Market concerns about ratings downgrades and companies dropping to junk status are justified by a look at credit fundamentals, the JPMorgan report said. The median net-debt-to-Ebitda ratio for companies in JPMorgan’s high-grade and high-yield companies in the U.S. and Europe has risen steeply in the past decade and is now higher than in the previous two cycles in 2007/2008 and 2001/2002, it said.

“Companies are currently much more vulnerable to a decline in incomes and/or a rise in corporate bond spreads and yields than in the previous two recessions,” Panigirtzoglou wrote. “This is especially true for U.S. credit and for Euro high yield given the absence there of the backstop from the European Central Bank’s corporate bond program that solely benefits Euro high grade.”
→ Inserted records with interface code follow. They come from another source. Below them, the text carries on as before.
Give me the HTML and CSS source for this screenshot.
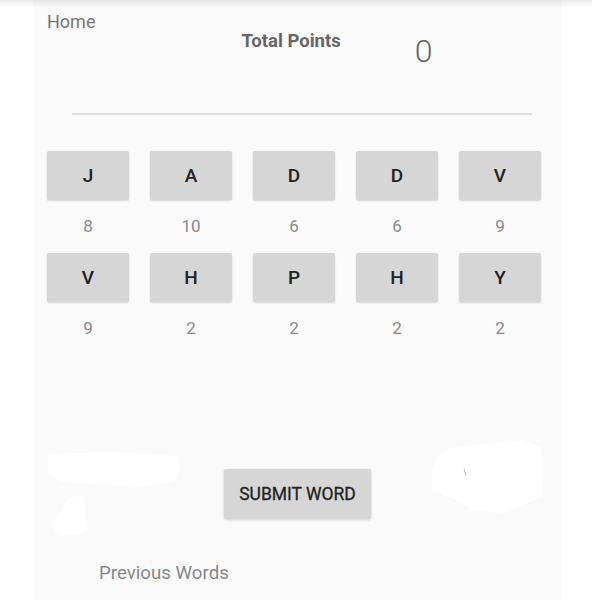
FILE: index.html
```html
<!DOCTYPE html>
<html lang="en">
<head>
    <meta charset="UTF-8">
    <meta name="viewport" content="width=device-width, initial-scale=1.0">
    <title>Word Game</title>
    <link rel="stylesheet" href="styles.css">
</head>
<body>
    <div class="shade"></div>

    <div class="app">
        <!-- 顶部 -->
        <div class="header">
            <span class="home">Home</span>
            <span class="total_label">Total Points</span>
            <span class="total_value">0</span>
        </div>

        <div class="divider"></div>

        <!-- 字母格子 -->
        <ul class="letters">
            <li><span class="tile">J</span><span class="score">8</span></li>
            <li><span class="tile">A</span><span class="score">10</span></li>
            <li><span class="tile">D</span><span class="score">6</span></li>
            <li><span class="tile">D</span><span class="score">6</span></li>
            <li><span class="tile">V</span><span class="score">9</span></li>
            <li><span class="tile">V</span><span class="score">9</span></li>
            <li><span class="tile">H</span><span class="score">2</span></li>
            <li><span class="tile">P</span><span class="score">2</span></li>
            <li><span class="tile">H</span><span class="score">2</span></li>
            <li><span class="tile">Y</span><span class="score">2</span></li>
        </ul>

        <div class="submit_row">
            <button class="submit">SUBMIT WORD</button>
        </div>

        <p class="previous">Previous Words</p>
    </div>

    <!-- 涂白的部分 -->
    <svg class="blots" width="592" height="600" viewBox="0 0 592 600">
        <g fill="#fff" stroke="#fff" stroke-width="4" stroke-linejoin="round">
            <polygon points="50,456 110,454 176,458 178,470 172,480 140,484 100,482 62,480 50,472"/>
            <polygon points="70,499 82,498 83,515 86,528 78,533 60,533 54,526 62,512"/>
            <polygon points="448,450 490,446 520,443 538,448 541,470 540,496 522,503 500,511 474,508 452,496 434,490 434,470 440,458"/>
        </g>
        <path d="M464 469 L466 476" stroke="#bbb" stroke-width="1"/>
    </svg>
</body>
</html>
```

FILE: styles.css
```css
*{
    margin: 0;
    padding: 0;
}
li{
    list-style: none;
}
body{
    background: #fff;
    font-family: Roboto, "Liberation Sans", sans-serif;
    position: relative;
    overflow: hidden;
}
.shade{
    position: absolute;
    left: 0;
    top: 0;
    width: 100%;
    height: 7px;
    background: linear-gradient(rgba(0,0,0,.09), rgba(0,0,0,0));
    z-index: 2;
}
.app{
    width: 529px;
    min-height: 600px;
    margin-left: 33px;
    background: #fafafa;
    padding: 0 14px;
    box-sizing: border-box;
}
.header{
    display: flex;
    align-items: flex-start;
    height: 100px;
}
.home{
    margin-top: 12px;
    font-size: 18px;
    line-height: 20px;
    color: #777;
}
.total_label{
    margin-left: 146px;
    margin-top: 31px;
    font-size: 18.5px;
    line-height: 20px;
    font-weight: bold;
    color: #666;
}
.total_value{
    margin-left: 74px;
    margin-top: 33px;
    font-size: 32px;
    line-height: 36px;
    font-weight: 300;
    color: #666;
}
.divider{
    margin: 13px 0 0 25px;
    width: 460px;
    height: 2px;
    background: #dedede;
}
.letters{
    margin-top: 36px;
    display: grid;
    grid-template-columns: repeat(5, 82px);
    column-gap: 21px;
}
.letters li{
    display: flex;
    flex-direction: column;
}
.letters .tile{
    height: 49px;
    line-height: 49px;
    text-align: center;
    background: #d6d6d6;
    border-radius: 2px;
    box-shadow: 0 1px 2px rgba(0,0,0,.15);
    font-size: 19px;
    font-weight: 500;
    color: #222;
}
.letters .score{
    height: 53px;
    line-height: 53px;
    text-align: center;
    font-size: 17px;
    color: #8a8a8a;
}
.submit_row{
    margin-top: 114px;
    display: flex;
    justify-content: center;
}
.submit{
    width: 147px;
    height: 50px;
    border: none;
    border-radius: 2px;
    background: #d6d6d6;
    box-shadow: 0 1px 3px rgba(0,0,0,.18);
    font-family: Roboto, "Liberation Sans", sans-serif;
    font-size: 17.5px;
    font-weight: 400;
    -webkit-text-stroke: 0.3px #222;
    color: #222;
}
.previous{
    margin: 42px 0 0 52px;
    font-size: 18.7px;
    line-height: 24px;
    color: #888;
}
.blots{
    position: absolute;
    left: 0;
    top: 0;
    pointer-events: none;
}
```
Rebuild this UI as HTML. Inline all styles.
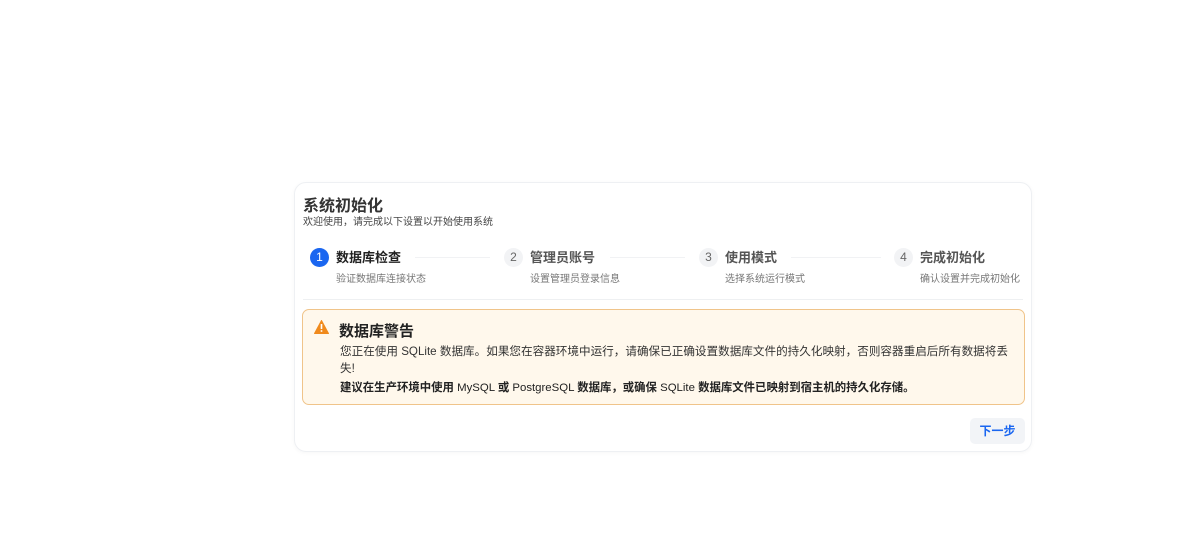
<!DOCTYPE html>
<html><head><meta charset="utf-8"><style>
*{margin:0;padding:0;box-sizing:border-box}
body{width:1200px;height:536px;background:#fff;font-family:"Liberation Sans","Noto Sans CJK SC",sans-serif;position:relative;overflow:hidden;color:#1f2329}
.card{position:absolute;left:294px;top:182px;width:738px;height:270px;border:1px solid #eef0f3;border-radius:12px;box-shadow:0 1px 4px rgba(0,0,0,.04)}
.abs{position:absolute;white-space:nowrap}
.t{left:8px;top:9px;font-size:16px;font-weight:bold;color:#333}
.st{left:8px;top:30px;font-size:10px;color:#444}
.step{position:absolute;top:65px;height:40px}
.c{position:absolute;left:0;top:0;width:19px;height:19px;border-radius:50%;background:#f2f3f5;color:#666;font-size:12px;text-align:center;line-height:19px}
.c.a{background:#1a66f0;color:#fff}
.sn{position:absolute;left:26px;top:0;font-size:13px;font-weight:bold;color:#555;line-height:19px;white-space:nowrap}
.sn.a{color:#222}
.sd{position:absolute;left:26px;top:22px;font-size:10px;color:#777;white-space:nowrap}
.ln{position:absolute;top:9px;height:1px;background:#f1f2f4}
.div{position:absolute;left:8px;right:8px;top:116px;height:1px;background:#eef0f2}
.al{position:absolute;left:7px;top:126px;width:723px;height:96px;background:#fff8ec;border:1px solid #f0c48a;border-radius:7px}
.btn{position:absolute;left:675px;top:235px;width:55px;height:26px;background:#f2f4f7;border-radius:5px;color:#1a66f0;font-size:12px;font-weight:bold;text-align:center;line-height:26px}
</style></head><body>
<div class="card">
<div class="abs t">系统初始化</div>
<div class="abs st">欢迎使用，请完成以下设置以开始使用系统</div>
<div class="step" style="left:15px"><div class="c a">1</div><div class="sn a">数据库检查</div><div class="sd">验证数据库连接状态</div></div>
<div class="ln" style="left:120px;width:75px;top:74px"></div>
<div class="step" style="left:209px"><div class="c">2</div><div class="sn">管理员账号</div><div class="sd">设置管理员登录信息</div></div>
<div class="ln" style="left:315px;width:75px;top:74px"></div>
<div class="step" style="left:404px"><div class="c">3</div><div class="sn">使用模式</div><div class="sd">选择系统运行模式</div></div>
<div class="ln" style="left:496px;width:90px;top:74px"></div>
<div class="step" style="left:599px"><div class="c">4</div><div class="sn">完成初始化</div><div class="sd">确认设置并完成初始化</div></div>
<div class="div"></div>
<div class="al">
<svg style="position:absolute;left:11px;top:10px" width="15" height="14" viewBox="0 0 15 14"><path d="M7.5 0.5 L14.5 13.5 H0.5 Z" fill="#f08a1c" stroke="#f08a1c" stroke-linejoin="round"/><rect x="6.7" y="4" width="1.6" height="5" fill="#fff"/><rect x="6.7" y="10.2" width="1.6" height="1.6" fill="#fff"/></svg>
<div class="abs" style="left:36px;top:10px;font-size:15px;font-weight:bold;color:#222">数据库警告</div>
<div class="abs" style="left:37px;top:33px;font-size:11.6px;color:#333;line-height:17px">您正在使用 SQLite 数据库。如果您在容器环境中运行，请确保已正确设置数据库文件的持久化映射，否则容器重启后所有数据将丢<br>失!</div>
<div class="abs" style="left:37px;top:69px;font-size:11.4px;color:#222"><b>建议在生产环境中使用</b> MySQL <b>或</b> PostgreSQL <b>数据库，或确保</b> SQLite <b>数据库文件已映射到宿主机的持久化存储。</b></div>
</div>
<div class="btn">下一步</div>
</div>
</body></html>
There are some signs of stress in Yankee issuance as well, the report said, noting it tends to be more sensitive to funding concerns because non-U.S. companies can find it harder to raise dollar funding relative to domestic U.S. companies in periods of stress.

It’s also the case that credit appears most vulnerable to an economic downturn, according to the note, using an analysis which looks at the historical behavior of various asset classes around past U.S. recessions, particularly the move from the pre-recession peak to the trough during the event.

“Rate markets are now implying that something that looks like a U.S. recession is almost a certainty and have become even more disconnected from risky asset classes,” Panigirtzoglou wrote. “U.S. credit seems to be still most vulnerable to U.S. recession risks followed by U.S. equities.”